++++ Supplied entries
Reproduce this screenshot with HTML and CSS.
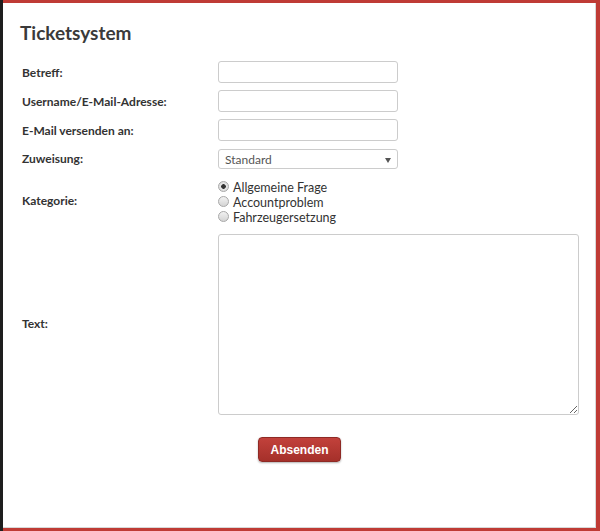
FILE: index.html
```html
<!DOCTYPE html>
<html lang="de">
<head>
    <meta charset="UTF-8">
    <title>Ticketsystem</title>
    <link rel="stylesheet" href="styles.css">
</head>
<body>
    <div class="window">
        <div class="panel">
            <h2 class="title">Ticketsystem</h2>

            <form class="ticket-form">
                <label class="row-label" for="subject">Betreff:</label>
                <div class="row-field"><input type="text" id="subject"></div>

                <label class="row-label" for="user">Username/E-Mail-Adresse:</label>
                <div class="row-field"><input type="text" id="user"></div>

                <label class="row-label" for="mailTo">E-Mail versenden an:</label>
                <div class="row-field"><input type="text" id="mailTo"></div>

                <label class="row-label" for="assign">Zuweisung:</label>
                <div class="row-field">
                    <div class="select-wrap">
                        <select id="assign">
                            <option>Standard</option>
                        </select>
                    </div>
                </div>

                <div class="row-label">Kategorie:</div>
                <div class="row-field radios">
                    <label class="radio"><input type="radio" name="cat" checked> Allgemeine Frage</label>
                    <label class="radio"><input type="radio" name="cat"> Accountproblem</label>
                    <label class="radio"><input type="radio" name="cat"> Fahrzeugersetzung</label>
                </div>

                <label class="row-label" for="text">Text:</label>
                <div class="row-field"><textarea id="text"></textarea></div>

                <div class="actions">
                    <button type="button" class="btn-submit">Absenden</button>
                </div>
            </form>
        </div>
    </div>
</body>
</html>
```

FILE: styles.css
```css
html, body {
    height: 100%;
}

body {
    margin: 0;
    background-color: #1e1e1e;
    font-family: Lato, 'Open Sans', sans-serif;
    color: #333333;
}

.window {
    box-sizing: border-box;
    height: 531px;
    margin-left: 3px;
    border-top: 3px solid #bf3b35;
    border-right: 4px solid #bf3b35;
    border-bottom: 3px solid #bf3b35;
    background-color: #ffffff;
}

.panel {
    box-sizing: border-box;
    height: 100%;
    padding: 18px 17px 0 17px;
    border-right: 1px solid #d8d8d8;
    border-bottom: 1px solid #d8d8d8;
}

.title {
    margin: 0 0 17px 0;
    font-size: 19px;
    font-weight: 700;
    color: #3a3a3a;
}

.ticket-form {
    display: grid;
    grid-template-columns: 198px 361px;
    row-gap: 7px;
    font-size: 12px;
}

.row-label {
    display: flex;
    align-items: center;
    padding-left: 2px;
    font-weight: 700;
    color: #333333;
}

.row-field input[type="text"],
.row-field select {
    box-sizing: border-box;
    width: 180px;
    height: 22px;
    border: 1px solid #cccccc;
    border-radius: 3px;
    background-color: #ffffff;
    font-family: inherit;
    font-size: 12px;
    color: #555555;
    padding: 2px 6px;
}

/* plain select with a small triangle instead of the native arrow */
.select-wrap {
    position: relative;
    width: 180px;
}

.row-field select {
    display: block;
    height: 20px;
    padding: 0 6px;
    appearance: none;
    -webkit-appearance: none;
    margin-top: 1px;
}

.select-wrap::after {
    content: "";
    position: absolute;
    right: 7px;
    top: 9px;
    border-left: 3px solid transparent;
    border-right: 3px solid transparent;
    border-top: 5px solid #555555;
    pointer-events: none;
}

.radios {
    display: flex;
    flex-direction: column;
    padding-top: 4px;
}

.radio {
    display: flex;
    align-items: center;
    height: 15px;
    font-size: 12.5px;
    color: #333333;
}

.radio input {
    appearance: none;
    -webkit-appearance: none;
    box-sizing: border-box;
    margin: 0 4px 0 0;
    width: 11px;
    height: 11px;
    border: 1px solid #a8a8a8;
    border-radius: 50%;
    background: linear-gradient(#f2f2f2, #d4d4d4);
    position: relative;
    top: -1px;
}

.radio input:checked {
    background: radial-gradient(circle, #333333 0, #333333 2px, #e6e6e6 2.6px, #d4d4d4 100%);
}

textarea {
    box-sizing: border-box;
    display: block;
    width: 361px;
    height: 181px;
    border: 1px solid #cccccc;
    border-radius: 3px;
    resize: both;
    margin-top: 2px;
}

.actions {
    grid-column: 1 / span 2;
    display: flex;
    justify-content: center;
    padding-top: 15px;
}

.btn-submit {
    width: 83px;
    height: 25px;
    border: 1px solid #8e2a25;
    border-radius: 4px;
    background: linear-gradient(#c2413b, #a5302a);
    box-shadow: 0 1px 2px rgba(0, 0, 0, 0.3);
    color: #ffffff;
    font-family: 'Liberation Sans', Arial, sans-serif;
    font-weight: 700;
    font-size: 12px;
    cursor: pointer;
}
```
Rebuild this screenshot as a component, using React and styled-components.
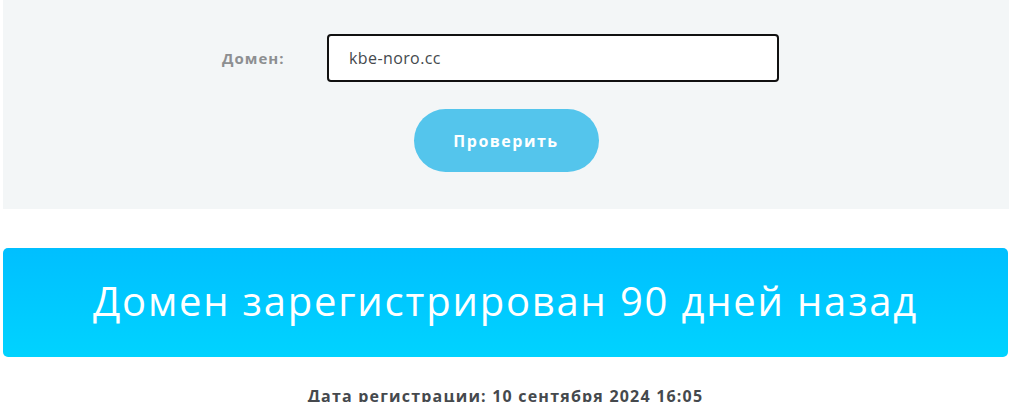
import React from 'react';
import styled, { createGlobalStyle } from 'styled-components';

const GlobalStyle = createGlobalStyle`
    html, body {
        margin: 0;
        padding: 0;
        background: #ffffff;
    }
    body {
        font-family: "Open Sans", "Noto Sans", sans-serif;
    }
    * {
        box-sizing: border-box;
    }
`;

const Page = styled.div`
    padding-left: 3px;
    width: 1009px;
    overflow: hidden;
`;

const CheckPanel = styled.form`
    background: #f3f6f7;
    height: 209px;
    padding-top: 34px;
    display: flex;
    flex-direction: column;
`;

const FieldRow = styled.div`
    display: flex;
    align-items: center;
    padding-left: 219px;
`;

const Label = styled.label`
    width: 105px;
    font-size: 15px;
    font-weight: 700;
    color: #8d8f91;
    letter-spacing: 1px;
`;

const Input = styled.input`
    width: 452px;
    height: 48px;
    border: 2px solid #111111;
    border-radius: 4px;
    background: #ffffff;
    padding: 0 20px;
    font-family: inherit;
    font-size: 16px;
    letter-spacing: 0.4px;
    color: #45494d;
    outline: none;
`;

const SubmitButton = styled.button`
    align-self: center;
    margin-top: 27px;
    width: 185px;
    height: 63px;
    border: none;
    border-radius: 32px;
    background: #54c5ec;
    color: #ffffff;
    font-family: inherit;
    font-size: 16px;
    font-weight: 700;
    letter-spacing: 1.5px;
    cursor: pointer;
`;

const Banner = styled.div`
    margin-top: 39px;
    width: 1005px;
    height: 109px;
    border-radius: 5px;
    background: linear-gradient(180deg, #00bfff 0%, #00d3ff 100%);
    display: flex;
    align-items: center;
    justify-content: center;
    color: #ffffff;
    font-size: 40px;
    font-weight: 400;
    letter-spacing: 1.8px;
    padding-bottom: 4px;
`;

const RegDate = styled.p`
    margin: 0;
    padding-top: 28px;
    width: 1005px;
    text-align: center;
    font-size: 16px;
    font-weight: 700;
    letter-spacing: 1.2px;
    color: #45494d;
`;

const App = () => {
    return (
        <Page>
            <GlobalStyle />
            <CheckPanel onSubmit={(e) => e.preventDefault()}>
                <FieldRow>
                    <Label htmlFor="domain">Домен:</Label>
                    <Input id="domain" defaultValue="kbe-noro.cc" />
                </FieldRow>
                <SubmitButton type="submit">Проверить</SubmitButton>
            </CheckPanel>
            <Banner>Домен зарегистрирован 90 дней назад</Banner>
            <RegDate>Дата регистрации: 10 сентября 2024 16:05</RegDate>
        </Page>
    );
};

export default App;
++++++++
# [Task to carry out]
Reproduce the records above exactly, leaving out every picture they contain.

# [Response]
Reproduce this screenshot with HTML and CSS.
FILE: index.html
```html
<!DOCTYPE html>
<html lang="de">
<head>
    <meta charset="UTF-8">
    <title>Ticketsystem</title>
    <link rel="stylesheet" href="styles.css">
</head>
<body>
    <div class="window">
        <div class="panel">
            <h2 class="title">Ticketsystem</h2>

            <form class="ticket-form">
                <label class="row-label" for="subject">Betreff:</label>
                <div class="row-field"><input type="text" id="subject"></div>

                <label class="row-label" for="user">Username/E-Mail-Adresse:</label>
                <div class="row-field"><input type="text" id="user"></div>

                <label class="row-label" for="mailTo">E-Mail versenden an:</label>
                <div class="row-field"><input type="text" id="mailTo"></div>

                <label class="row-label" for="assign">Zuweisung:</label>
                <div class="row-field">
                    <div class="select-wrap">
                        <select id="assign">
                            <option>Standard</option>
                        </select>
                    </div>
                </div>

                <div class="row-label">Kategorie:</div>
                <div class="row-field radios">
                    <label class="radio"><input type="radio" name="cat" checked> Allgemeine Frage</label>
                    <label class="radio"><input type="radio" name="cat"> Accountproblem</label>
                    <label class="radio"><input type="radio" name="cat"> Fahrzeugersetzung</label>
                </div>

                <label class="row-label" for="text">Text:</label>
                <div class="row-field"><textarea id="text"></textarea></div>

                <div class="actions">
                    <button type="button" class="btn-submit">Absenden</button>
                </div>
            </form>
        </div>
    </div>
</body>
</html>
```

FILE: styles.css
```css
html, body {
    height: 100%;
}

body {
    margin: 0;
    background-color: #1e1e1e;
    font-family: Lato, 'Open Sans', sans-serif;
    color: #333333;
}

.window {
    box-sizing: border-box;
    height: 531px;
    margin-left: 3px;
    border-top: 3px solid #bf3b35;
    border-right: 4px solid #bf3b35;
    border-bottom: 3px solid #bf3b35;
    background-color: #ffffff;
}

.panel {
    box-sizing: border-box;
    height: 100%;
    padding: 18px 17px 0 17px;
    border-right: 1px solid #d8d8d8;
    border-bottom: 1px solid #d8d8d8;
}

.title {
    margin: 0 0 17px 0;
    font-size: 19px;
    font-weight: 700;
    color: #3a3a3a;
}

.ticket-form {
    display: grid;
    grid-template-columns: 198px 361px;
    row-gap: 7px;
    font-size: 12px;
}

.row-label {
    display: flex;
    align-items: center;
    padding-left: 2px;
    font-weight: 700;
    color: #333333;
}

.row-field input[type="text"],
.row-field select {
    box-sizing: border-box;
    width: 180px;
    height: 22px;
    border: 1px solid #cccccc;
    border-radius: 3px;
    background-color: #ffffff;
    font-family: inherit;
    font-size: 12px;
    color: #555555;
    padding: 2px 6px;
}

/* plain select with a small triangle instead of the native arrow */
.select-wrap {
    position: relative;
    width: 180px;
}

.row-field select {
    display: block;
    height: 20px;
    padding: 0 6px;
    appearance: none;
    -webkit-appearance: none;
    margin-top: 1px;
}

.select-wrap::after {
    content: "";
    position: absolute;
    right: 7px;
    top: 9px;
    border-left: 3px solid transparent;
    border-right: 3px solid transparent;
    border-top: 5px solid #555555;
    pointer-events: none;
}

.radios {
    display: flex;
    flex-direction: column;
    padding-top: 4px;
}

.radio {
    display: flex;
    align-items: center;
    height: 15px;
    font-size: 12.5px;
    color: #333333;
}

.radio input {
    appearance: none;
    -webkit-appearance: none;
    box-sizing: border-box;
    margin: 0 4px 0 0;
    width: 11px;
    height: 11px;
    border: 1px solid #a8a8a8;
    border-radius: 50%;
    background: linear-gradient(#f2f2f2, #d4d4d4);
    position: relative;
    top: -1px;
}

.radio input:checked {
    background: radial-gradient(circle, #333333 0, #333333 2px, #e6e6e6 2.6px, #d4d4d4 100%);
}

textarea {
    box-sizing: border-box;
    display: block;
    width: 361px;
    height: 181px;
    border: 1px solid #cccccc;
    border-radius: 3px;
    resize: both;
    margin-top: 2px;
}

.actions {
    grid-column: 1 / span 2;
    display: flex;
    justify-content: center;
    padding-top: 15px;
}

.btn-submit {
    width: 83px;
    height: 25px;
    border: 1px solid #8e2a25;
    border-radius: 4px;
    background: linear-gradient(#c2413b, #a5302a);
    box-shadow: 0 1px 2px rgba(0, 0, 0, 0.3);
    color: #ffffff;
    font-family: 'Liberation Sans', Arial, sans-serif;
    font-weight: 700;
    font-size: 12px;
    cursor: pointer;
}
```
Rebuild this screenshot as a component, using React and styled-components.
import React from 'react';
import styled, { createGlobalStyle } from 'styled-components';

const GlobalStyle = createGlobalStyle`
    html, body {
        margin: 0;
        padding: 0;
        background: #ffffff;
    }
    body {
        font-family: "Open Sans", "Noto Sans", sans-serif;
    }
    * {
        box-sizing: border-box;
    }
`;

const Page = styled.div`
    padding-left: 3px;
    width: 1009px;
    overflow: hidden;
`;

const CheckPanel = styled.form`
    background: #f3f6f7;
    height: 209px;
    padding-top: 34px;
    display: flex;
    flex-direction: column;
`;

const FieldRow = styled.div`
    display: flex;
    align-items: center;
    padding-left: 219px;
`;

const Label = styled.label`
    width: 105px;
    font-size: 15px;
    font-weight: 700;
    color: #8d8f91;
    letter-spacing: 1px;
`;

const Input = styled.input`
    width: 452px;
    height: 48px;
    border: 2px solid #111111;
    border-radius: 4px;
    background: #ffffff;
    padding: 0 20px;
    font-family: inherit;
    font-size: 16px;
    letter-spacing: 0.4px;
    color: #45494d;
    outline: none;
`;

const SubmitButton = styled.button`
    align-self: center;
    margin-top: 27px;
    width: 185px;
    height: 63px;
    border: none;
    border-radius: 32px;
    background: #54c5ec;
    color: #ffffff;
    font-family: inherit;
    font-size: 16px;
    font-weight: 700;
    letter-spacing: 1.5px;
    cursor: pointer;
`;

const Banner = styled.div`
    margin-top: 39px;
    width: 1005px;
    height: 109px;
    border-radius: 5px;
    background: linear-gradient(180deg, #00bfff 0%, #00d3ff 100%);
    display: flex;
    align-items: center;
    justify-content: center;
    color: #ffffff;
    font-size: 40px;
    font-weight: 400;
    letter-spacing: 1.8px;
    padding-bottom: 4px;
`;

const RegDate = styled.p`
    margin: 0;
    padding-top: 28px;
    width: 1005px;
    text-align: center;
    font-size: 16px;
    font-weight: 700;
    letter-spacing: 1.2px;
    color: #45494d;
`;

const App = () => {
    return (
        <Page>
            <GlobalStyle />
            <CheckPanel onSubmit={(e) => e.preventDefault()}>
                <FieldRow>
                    <Label htmlFor="domain">Домен:</Label>
                    <Input id="domain" defaultValue="kbe-noro.cc" />
                </FieldRow>
                <SubmitButton type="submit">Проверить</SubmitButton>
            </CheckPanel>
            <Banner>Домен зарегистрирован 90 дней назад</Banner>
            <RegDate>Дата регистрации: 10 сентября 2024 16:05</RegDate>
        </Page>
    );
};

export default App;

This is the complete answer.